Die Freiheit stirbt scheibchenweise
17. Januar 2015Sie sind ehrlich und gesetzestreu? Sie sagen immer die Wahrheit und zahlen ehrlich Ihre Steuern? Herzlichen Glückwunsch! Denn für Sie scheint dann zu gelten, was Vater Staat verspricht, was alle Befürworter der Vorratsdatenspeicherung versprechen: "Wer nichts zu verbergen hat, hat auch nichts zu befürchten." Abgesehen davon, dass diese Behauptung nachweislich falsch ist, sollten Sie nochmal in sich gehen: Haben Sie wirklich keine Geheimnisse? Dinge, Gedanken, die nicht jeder wissen soll? Wenn Ihre Antwort noch immer "Ja" lautet, dann sollten Sie trotzdem weiterlesen! Vielleicht löse ich bei Ihnen am Ende ja doch leise Zweifel am vermeintlichen Nutzen der Vorratsdatenspeicherung aus.
Ich verrate an dieser Stelle kein Geheimnis und mache auch keins daraus, dass ich Journalist bin. Ich gehöre also zur Gruppe der sogenannten Berufsgeheimnisträger - so wie Ärzte, Geistliche oder Anwälte. Wir alle führen regelmäßig vertrauliche Gespräche - mit und ohne Telefon. Es geht um schwere Krankheiten, seelische Nöte, Straftaten, sensible Recherchen. "Na und?", fragen Sie jetzt vielleicht. "Das bleibt doch alles unter uns." Diese Vermutung entspricht aber keinesfalls der Logik von Geheimdiensten. Die wollen nämlich Terroristen daran hindern, Anschläge zu verüben. Dafür benötigen sie angeblich alle Ihre und meine Verbindungsdaten im Telefon- und Internetverkehr.

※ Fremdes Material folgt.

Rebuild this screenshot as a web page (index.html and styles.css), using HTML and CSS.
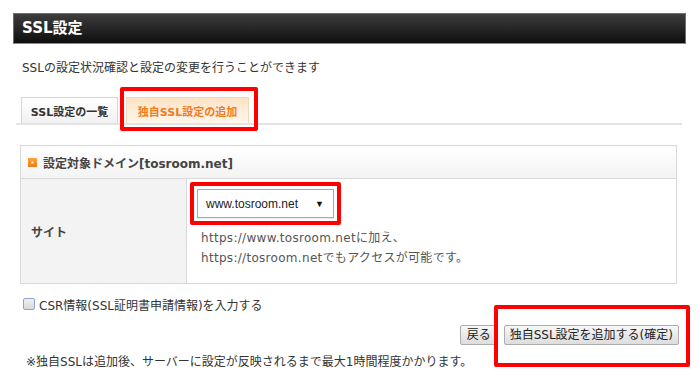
FILE: index.html
```html
<!DOCTYPE html>
<html lang="ja">
<head>
<meta charset="utf-8">
<title>SSL設定</title>
<link rel="stylesheet" href="styles.css">
</head>
<body>
<div class="page">
  <div class="title-bar"><h1 class="title">SSL設定</h1></div>
  <p class="desc">SSLの設定状況確認と設定の変更を行うことができます</p>

  <div class="tabs">
    <div class="tab">SSL設定の一覧</div>
    <div class="tab tab-active">独自SSL設定の追加</div>
  </div>

  <table class="form-table">
    <tr>
      <th class="head" colspan="2">
        <span class="head-inner">
          <svg class="head-icon" width="9" height="9" viewBox="0 0 9 9"><defs><linearGradient id="og" x1="0" y1="0" x2="0" y2="1"><stop offset="0" stop-color="#ffa43a"/><stop offset="1" stop-color="#f07b12"/></linearGradient></defs><rect x="0" y="0" width="9" height="9" fill="url(#og)"/><path d="M3.5 2.8 L6 4.5 L3.5 6.2 Z" fill="#fff" opacity="0.85"/></svg>
          設定対象ドメイン[tosroom.net]
        </span>
      </th>
    </tr>
    <tr>
      <th class="label">サイト</th>
      <td class="value">
        <div class="select"><span>www.tosroom.net</span><span class="arrow">▼</span></div>
        <p class="note-url">https://www.tosroom.netに加え、<br>https://tosroom.netでもアクセスが可能です。</p>
      </td>
    </tr>
  </table>

  <label class="csr"><span class="check"></span>CSR情報(SSL証明書申請情報)を入力する</label>

  <div class="buttons">
    <button class="btn btn-back">戻る</button>
    <button class="btn">独自SSL設定を追加する(確定)</button>
  </div>

  <p class="note">※独自SSLは追加後、サーバーに設定が反映されるまで最大1時間程度かかります。</p>

  <div class="mark mark-tab"></div>
  <div class="mark mark-select"></div>
  <div class="mark mark-button"></div>
</div>
</body>
</html>
```

FILE: styles.css
```css
* { box-sizing: border-box; }
html, body { margin: 0; padding: 0; background: #fff; }
body {
  font-family: "DejaVu Sans", "Noto Sans CJK JP", sans-serif;
  font-size: 12px;
  color: #333;
}
.page {
  position: relative;
  width: 700px;
  height: 392px;
  padding-top: 13px;
  overflow: hidden;
}
.title-bar {
  margin: 0 14px 0 13px;
  height: 31px;
  background: linear-gradient(#3d3d3d, #0e0e0e);
  border: 1px solid #6e6e6e;
  border-bottom-color: #8a8a8a;
  display: flex;
  align-items: center;
  padding-left: 8px;
}
.title {
  margin: 0;
  font-size: 15px;
  font-weight: bold;
  color: #fff;
  line-height: 1;
}
.desc {
  margin: 15px 0 0 22px;
  line-height: 18px;
  font-size: 12px;
  color: #333;
}
.tabs {
  margin: 20px 18px 0 16px;
  height: 28px;
  border-bottom: 2px solid #e3e3e3;
  display: flex;
  align-items: flex-end;
  gap: 8px;
  padding-left: 5px;
}
.tab {
  height: 26px;
  display: flex;
  align-items: center;
  justify-content: center;
  font-size: 11px;
  font-weight: bold;
  color: #333;
  border: 1px solid #d6d6d6;
  border-bottom: none;
  background: linear-gradient(#ffffff, #f1f1f1);
  width: 97px;
}
.tab-active {
  width: 123px;
  color: #f27b1e;
  border-color: #f0d7bb;
  background: linear-gradient(#fde3c6, #fff6ec);
}
.form-table {
  margin: 20px 0 0 20px;
  width: 657px;
  border-collapse: collapse;
  border: 1px solid #d9d9d9;
}
.form-table th, .form-table td {
  border: 1px solid #d9d9d9;
  padding: 0;
}
.head {
  height: 33px;
  text-align: left;
  background: linear-gradient(#ffffff, #f3f3f3);
  font-size: 12px;
  font-weight: bold;
  color: #444;
}
.head-inner {
  display: flex;
  align-items: center;
  gap: 6px;
  padding-left: 7px;
}
.head-icon { display: block; }
.label {
  width: 166px;
  background: #f3f3f3;
  text-align: left;
  padding-left: 10px !important;
  font-size: 12px;
  font-weight: bold;
  color: #444;
}
.value {
  background: #fff;
  vertical-align: top;
  padding: 10px 0 15px 10px !important;
}
.select {
  width: 137px;
  height: 29px;
  border: 1px solid #a9a9a9;
  background: #fff;
  box-shadow: 0 1px 1px rgba(0,0,0,0.08);
  display: flex;
  align-items: center;
  justify-content: space-between;
  padding: 0 9px 0 8px;
  font-family: "Liberation Sans", Arial, sans-serif;
  font-size: 12px;
  color: #222;
}
.arrow { font-size: 9px; color: #111; }
.note-url {
  margin: 10px 0 0 4px;
  line-height: 20px;
  color: #555;
  letter-spacing: 0.3px;
}
.csr {
  display: flex;
  align-items: center;
  margin: 11px 0 0 23px;
  height: 18px;
  color: #333;
}
.check {
  width: 12px;
  height: 12px;
  border: 1px solid #8fa6cc;
  border-radius: 2px;
  background: linear-gradient(#f0f0f0, #d9d9d9);
  margin-right: 4px;
}
.buttons {
  margin: 12px 21px 0 0;
  display: flex;
  justify-content: flex-end;
  gap: 6px;
}
.btn {
  height: 20px;
  padding: 0 5px;
  font-family: "DejaVu Sans", "Noto Sans CJK JP", sans-serif;
  font-size: 12px;
  color: #222;
  border: 1px solid #adadad;
  border-radius: 2px;
  background: linear-gradient(#f7f7f7, #dddddd);
  line-height: 18px;
}
.btn-back { padding: 0 6px; }
.note {
  margin: 8px 0 0 26px;
  line-height: 18px;
  color: #333;
}
.mark {
  position: absolute;
  border: 4px solid #ff0000;
  border-radius: 2px;
}
.mark-tab { left: 120px; top: 87px; width: 138px; height: 44px; }
.mark-select { left: 190px; top: 182px; width: 151px; height: 43px; }
.mark-button { left: 494px; top: 305px; width: 196px; height: 62px; }
```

Verdächtig, weil ich rechtsextreme Seiten aufrufe
Haben Sie sich mal gefragt, warum die schrecklichen Attentate in Paris passieren konnten, obwohl in Frankreich die verdachtsunabhängige, massenhafte Vorratsdatenspeicherung erlaubt ist? Weil Millionen Telefonnummern und IP-Adressen von Computern zunächst wenig mehr als endlose Zahlenkolonnen sind. Wenn Ermittler mehr erfahren wollen, müssen sie an die Inhalte ran. Bei einem konkreten Verdacht können sie dafür in Deutschland mit richterlicher Genehmigung Telefone abhören. Diese rechtsstaatlich einwandfreie Möglichkeit nutzen sie in Zeiten des Antiterror-Kampfs auch viel mehr als früher. Damit gelingt es dem Staat auch immer wieder, Terrorakte oder andere kriminelle Handlungen zu verhindern.
Mit der Vorratsdatenspeicherung gelingt das nicht, sie bleibt als Waffe im Antiterror-Kampf zwangsläufig stumpf. Für die Privatsphäre stellt sie hingegen eine enorme Gefahr dar. Es wird nämlich in Kauf genommen, dass theoretisch von der gesamten Bevölkerung jederzeit Bewegungsprofile erstellt werden können. Auf der Basis von Filtern und Suchbegriffen geraten Menschen ins Visier von Geheimdiensten, weil sie häufig verdächtige Nummern anrufen oder Internetseiten aufrufen. Ich tue das aus professionellen Gründen. Zu meinen Arbeitsschwerpunkten gehören auch unappetitliche Themen wie Rassismus und jegliche Spielarten des Terrorismus.
Der gläserne Bürger ist längst Realität
Meine Recherche dazu endet aber nicht auf den Seiten der Bundeszentrale für politische Bildung. Ich rufe auch mal Leute an, mit denen ich niemals ein Bier trinken würde und die vielleicht vom Verfassungsschutz beobachtet werden. In den Augen staatlicher Behörden mache ich mich damit potenziell verdächtig. Auch als Privatperson bekomme ich mitunter Mails von einschlägig bekannten Absendern. So habe ich mal das Buch eines Rechtsextremisten im Internet bestellt. Für meinen Sohn, der zu diesem Thema in der Schule ein Referat gehalten hat.
Wenn Sie mich jetzt für hysterisch oder paranoid halten, empfehle ich Ihnen die Lektüre eines Artikels über eine Studie der US-Universität Stanford. Die Probanden haben über einen längeren Zeitraum freiwillig ihre Daten speichern lassen. Die Auswertung ließ unter anderem konkrete Rückschlüsse auf die physische und psychische Verfassung der Studienteilnehmer zu: ungewollte Schwangerschaft, Multiple Sklerose, Herzprobleme. Solche Daten können jederzeit in falsche Hände geraten. Meldungen über den virtuellen Diebstahl sensibler Daten gibt es täglich. Sind Sie immer noch für die Vorratsdatenspeicherung?